You continually remind your viewers of the very low price that coffee commands at international exchanges. But this is the free market system at work (at a Q&A session subsequent to the first screening, you admitted that you know nothing about price fixing or other artificial mechanisms that may be driving the price of coffee lower) and the way to get around this problem is to somehow raise the perceived value of the product (what a shame you don't spend more time discussing this!) so that it commands a greater price or stop producing what you can't get enough money for! You did point out that some coffee growers also grow khat but you somehow made it sound like this was a negative thing even though it clearly commands a far greater price than does coffee.
Throughout the movie, you give prominence to the idea of paying Fair Trade prices for Ethiopian coffee where these prices are somewhat arbitrarily set to include enough for set asides to build schools and benefit the coffee grower communities in other ways. Well guess what you just did? After spending a good part of the movie criticizing subsidies (and rightly so!), it turns out that you actually support subsidies after all because Fair Trade (in some measure) is clearly another subsidy! Not to mention that it is of course a subsidy that depends almost entirely on consumer goodwill towards it and in any case is unsustainable because it is quite unlikely that the top (by volume) coffee producers in the world are going to either need or subscribe to it. This basically means that given an exclusive focus on Fair Trade as the silver bullet for all the issues ailing coffee growers in developing countries, there will always be a plentiful supply of coffee at lower prices with equal if not better quality than what they make available. Hardly a sustainable business model! Let me say that I do endorse many of the principles inherent in Fair Trade but it cannot be divorced from the reality of free market economics especially within the context of large and well established competitors that have no interest in it.
Worst of all were the repetitive references to poverty in Ethiopia including depictions of the food shortage crisis a few years ago liberally interspersed with footage of coffee drinkers in developed countries purchasing and enjoying their expensive cups of coffee. The implication that the plight of coffee growers in Ethiopia was a primary causative factor for that crisis or that the coffee drinkers shown should somehow feel guilty about enjoying their 'expensive' purchases is not just the wrong message to send, it is borderline inexcusable and shameless pandering to the sympathies of your viewers in an attempt to promote your views.

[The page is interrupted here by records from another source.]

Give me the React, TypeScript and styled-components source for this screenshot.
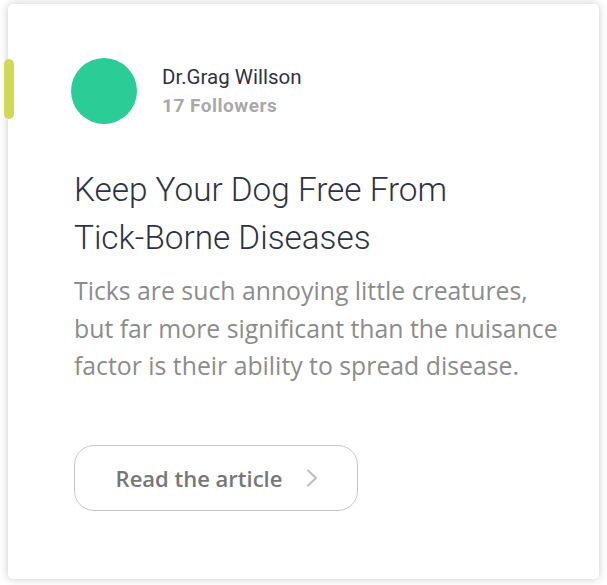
import React from "react";
import styled, { createGlobalStyle } from "styled-components";

const GlobalStyle = createGlobalStyle`
  html, body {
    margin: 0;
    padding: 0;
    background: #ffffff;
  }
  * { box-sizing: border-box; }
`;

const Page = styled.div`
  padding: 4px 8px 6px 8px;
  width: 607px;
`;

const Card = styled.article`
  position: relative;
  width: 591px;
  height: 575px;
  background: #ffffff;
  border-radius: 5px;
  box-shadow: 0 0 9px rgba(0, 0, 0, 0.22);
  padding: 54px 30px 0 63px;
  display: flex;
  flex-direction: column;
`;

const Accent = styled.span`
  position: absolute;
  left: -4px;
  top: 55px;
  width: 10px;
  height: 60px;
  border-radius: 5px;
  background: #d0d955;
`;

const Author = styled.header`
  display: flex;
  align-items: center;
  gap: 25px;
`;

const Avatar = styled.div`
  width: 66px;
  height: 66px;
  border-radius: 50%;
  background: #29cd95;
  flex: none;
`;

const AuthorInfo = styled.div`
  display: flex;
  flex-direction: column;
  gap: 6px;
`;

const Name = styled.span`
  font-family: Roboto, "Liberation Sans", sans-serif;
  font-size: 20.5px;
  font-weight: 400;
  color: #2d3346;
  line-height: 24px;
`;

const Followers = styled.span`
  font-family: Roboto, "Liberation Sans", sans-serif;
  font-size: 19px;
  letter-spacing: 0.5px;
  font-weight: 700;
  color: #a9a9a9;
  line-height: 22px;
`;

const Title = styled.h1`
  margin: 42px 0 0 3px;
  font-family: Roboto, "Liberation Sans", sans-serif;
  font-weight: 300;
  font-size: 33.3px;
  line-height: 48px;
  color: #2d3346;
`;

const Excerpt = styled.p`
  margin: 10px 0 0 3px;
  font-family: "Open Sans", "Liberation Sans", sans-serif;
  font-size: 24.8px;
  line-height: 37.5px;
  color: #8c8c8c;
  white-space: nowrap;
`;

const ReadButton = styled.button`
  margin: 60px 0 0 3px;
  width: 284px;
  height: 66px;
  border: 1px solid #c6c6c6;
  border-radius: 20px;
  background: #ffffff;
  display: flex;
  align-items: center;
  justify-content: center;
  gap: 24px;
  padding: 0 0 0 2px;
  font-family: "Open Sans", "Liberation Sans", sans-serif;
  font-size: 22px;
  font-weight: 600;
  color: #777777;
  cursor: pointer;
`;

const Chevron = () => (
  <svg width="12" height="18" viewBox="0 0 12 18" fill="none">
    <path d="M2 1.5 L10 9 L2 16.5" stroke="#bdbdbd" strokeWidth="2" strokeLinecap="round" strokeLinejoin="round" />
  </svg>
);

export default function App() {
  return (
    <>
      <GlobalStyle />
      <Page>
        <Card>
          <Accent />
          <Author>
            <Avatar />
            <AuthorInfo>
              <Name>Dr.Grag Willson</Name>
              <Followers>17 Followers</Followers>
            </AuthorInfo>
          </Author>
          <Title>
            Keep Your Dog Free From
            <br />
            Tick-Borne Diseases
          </Title>
          <Excerpt>
            Ticks are such annoying little creatures,
            <br />
            but far more significant than the nuisance
            <br />
            factor is their ability to spread disease.
          </Excerpt>
          <ReadButton>
            <span>Read the article</span>
            <Chevron />
          </ReadButton>
        </Card>
      </Page>
    </>
  );
}
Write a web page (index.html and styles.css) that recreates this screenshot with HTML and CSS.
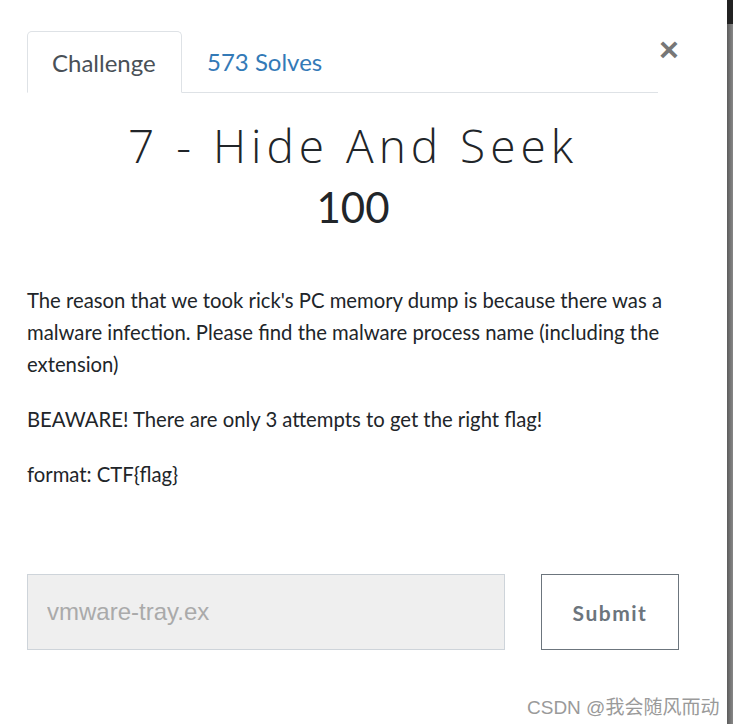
FILE: index.html
```html
<!DOCTYPE html>
<html>
<head>
<meta charset="utf-8">
<link rel="stylesheet" href="styles.css">
</head>
<body>
<div class="page">
  <div class="modal">
    <div class="header">
      <ul class="tabs">
        <li class="tab active">Challenge</li>
        <li class="tab link">573 Solves</li>
      </ul>
      <button class="close">&times;</button>
    </div>
    <h2 class="title">7 - Hide And Seek</h2>
    <h3 class="points">100</h3>
    <div class="desc">
      <p>The reason that we took rick's PC memory dump is because there was a malware infection. Please find the malware process name (including the extension)</p>
      <p>BEAWARE! There are only 3 attempts to get the right flag!</p>
      <p>format: CTF{flag}</p>
    </div>
    <div class="form">
      <input class="answer" type="text" placeholder="vmware-tray.ex">
      <button class="submit">Submit</button>
    </div>
  </div>
  <div class="scrollbar"><div class="thumb"></div></div>
  <div class="watermark">CSDN @我会随风而动</div>
</div>
</body>
</html>
```
FILE: styles.css
```css
html, body { margin: 0; padding: 0; background: #fff; }
body { font-family: Lato, "Noto Sans", sans-serif; color: #212529; }
.page { position: relative; width: 733px; height: 724px; overflow: hidden; display: flex; }
.modal { width: 700px; padding: 31px 0 0 27px; box-sizing: border-box; }
.header { display: flex; align-items: flex-start; }
.tabs { list-style: none; margin: 0; padding: 0; display: flex; width: 631px; border-bottom: 1px solid #dee2e6; height: 61px; }
.tab { font-size: 24px; line-height: 62px; padding: 0 25px; box-sizing: border-box; }
.tab.active { color: #495057; border: 1px solid #dee2e6; border-bottom: 1px solid #fff; border-radius: 5px 5px 0 0; height: 62px; width: 155px; padding: 0 0 0 24px; line-height: 61px; }
.tab.link { color: #337ab7; padding-left: 25px; }
.close { border: 0; background: none; padding: 0; margin: 3px 0 0 1px; width: 20px; height: 30px; font-size: 34px; line-height: 30px; font-weight: 700; color: #777; font-family: "Liberation Sans", sans-serif; }
.title { margin: 26px 0 0; width: 652px; text-align: center; font-family: "Open Sans", sans-serif; font-weight: 300; font-size: 46px; line-height: 52px; letter-spacing: 5px; color: #212529; }
.points { margin: 10px 0 0; width: 652px; text-align: center; font-weight: 400; font-size: 42px; line-height: 52px; color: #212529; }
.desc { margin-top: 51px; width: 670px; font-size: 20.3px; line-height: 32px; }
.desc p { margin: 0 0 23px; }
.form { margin-top: 84px; display: flex; gap: 36px; }
.answer { width: 478px; height: 76px; box-sizing: border-box; background: #efefef; border: 1px solid #ced4da; padding: 0 19px; font-family: "Liberation Sans", Arial, sans-serif; font-size: 24px; color: #333; outline: none; }
.answer::placeholder { color: #aaa; }
.submit { width: 138px; height: 76px; box-sizing: border-box; background: #fff; border: 1px solid #6c757d; color: #6c757d; font-family: Lato, sans-serif; font-weight: 700; font-size: 21px; letter-spacing: 1.5px; }
.scrollbar { position: absolute; right: 0; top: 0; width: 6px; height: 724px; background: linear-gradient(to right, #5c5c5c, #888); }
.thumb { width: 6px; height: 24px; background: #222; }
.watermark { position: absolute; left: 527px; top: 692px; font-family: "Liberation Sans", "Noto Sans CJK SC", sans-serif; font-size: 19px; color: #9a9a9a; }
```
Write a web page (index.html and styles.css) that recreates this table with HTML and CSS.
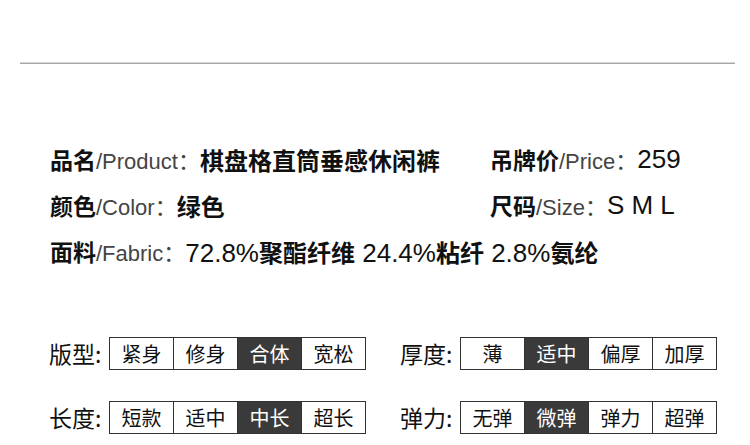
FILE: index.html
```html
<!DOCTYPE html>
<html lang="zh-CN">
<head>
    <meta charset="UTF-8">
    <title>商品信息</title>
    <link rel="stylesheet" href="styles.css">
</head>
<body>
    <div class="page">
        <hr class="divider">

        <div class="info">
            <div class="info-item"><b>品名</b><span class="en">/Product：</span><b class="val">棋盘格直筒垂感休闲裤</b></div>
            <div class="info-item"><b>吊牌价</b><span class="en">/Price：</span><span class="num">259</span></div>
            <div class="info-item"><b>颜色</b><span class="en">/Color：</span><b class="val">绿色</b></div>
            <div class="info-item"><b>尺码</b><span class="en">/Size：</span><span class="num">S M L</span></div>
            <div class="info-item wide"><b>面料</b><span class="en">/Fabric：</span><span class="num">72.8%<b class="val">聚酯纤维</b> 24.4%<b class="val">粘纤</b> 2.8%<b class="val">氨纶</b></span></div>
        </div>

        <div class="specs">
            <div class="spec">
                <span class="spec-label">版型:</span>
                <div class="options">
                    <span class="opt">紧身</span>
                    <span class="opt">修身</span>
                    <span class="opt active">合体</span>
                    <span class="opt">宽松</span>
                </div>
            </div>
            <div class="spec">
                <span class="spec-label">厚度:</span>
                <div class="options">
                    <span class="opt">薄</span>
                    <span class="opt active">适中</span>
                    <span class="opt">偏厚</span>
                    <span class="opt">加厚</span>
                </div>
            </div>
            <div class="spec">
                <span class="spec-label">长度:</span>
                <div class="options">
                    <span class="opt">短款</span>
                    <span class="opt">适中</span>
                    <span class="opt active">中长</span>
                    <span class="opt">超长</span>
                </div>
            </div>
            <div class="spec">
                <span class="spec-label">弹力:</span>
                <div class="options">
                    <span class="opt">无弹</span>
                    <span class="opt active">微弹</span>
                    <span class="opt">弹力</span>
                    <span class="opt">超弹</span>
                </div>
            </div>
        </div>
    </div>
</body>
</html>
```

FILE: styles.css
```css
body {
    margin: 0;
    background: #ffffff;
    color: #111111;
    font-family: "Liberation Sans", "Noto Sans CJK SC", sans-serif;
}

.page {
    width: 750px;
    height: 445px;
    overflow: hidden;
}

.divider {
    margin: 62px 0 0 20px;
    width: 715px;
    height: 0;
    border: none;
    border-top: 1px solid #d6d6d6;
    border-bottom: 1px solid #a6a6a6;
}

/* product info */
.info {
    display: grid;
    grid-template-columns: 440px auto;
    grid-auto-rows: 46px;
    margin-top: 72px;
    padding-left: 50px;
}

.info-item {
    display: flex;
    align-items: center;
    font-size: 22px;
    white-space: nowrap;
}

.info-item.wide {
    grid-column: 1 / 3;
}

.info-item b {
    font-family: "Noto Sans CJK SC", sans-serif;
    font-size: 23px;
    font-weight: 700;
}

.info-item b.val {
    font-size: 24px;
}

.info-item .en {
    color: #444444;
    font-weight: 400;
}

.info-item .num {
    font-size: 26px;
    color: #111111;
}

/* spec tables */
.specs {
    display: grid;
    grid-template-columns: 351px 351px;
    row-gap: 30px;
    margin-top: 62px;
    padding-left: 49px;
}

.spec {
    display: flex;
    align-items: center;
}

.spec-label {
    width: 60px;
    font-family: "Noto Sans CJK SC", sans-serif;
    font-size: 23px;
    color: #111111;
}

.options {
    display: flex;
    border: 1px solid #333333;
    border-left: none;
}

.opt {
    width: 63px;
    height: 31px;
    border-left: 1px solid #333333;
    display: flex;
    align-items: center;
    justify-content: center;
    font-family: "Noto Sans CJK SC", sans-serif;
    font-size: 20px;
    color: #111111;
}

.opt.active {
    background: #3a3a3a;
    color: #ffffff;
}
```
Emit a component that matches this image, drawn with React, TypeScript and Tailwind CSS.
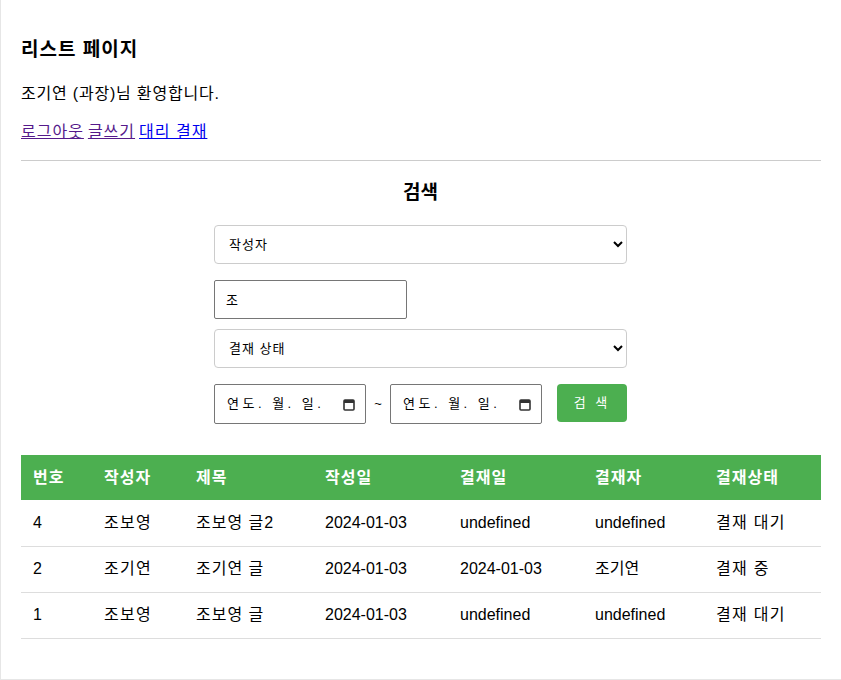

It may surprise you to know that I am Ethiopian myself. I too am quite sensitive to the plight of our coffee growers and probably to a greater degree than yourself. Nor am I here in defense of large multinationals or Western policies on farm subsidies " in fact I am very much opposed to the latter. But I feel compelled to respond to the message in your film because I strongly believe it represents a very inaccurate diagnosis of the problems at hand and prescribes by implication impractical solutions to them. In fact, it is counterproductive to the extent that it has already prompted some of your viewers to view companies like Starbucks (one of the most important customers coffee growers in Ethiopia can hope to sell to!) as the villains and begin talking about boycotting them.
The real answer to these problems lies in better linkages to the right markets for Ethiopian coffee, improved interpretation of the signals they provide, raising the perceived intrinsic value of Ethiopian coffee and adding value to that before it's exported " in other words to become better competitors in the global market rather than being portrayed as victims of it.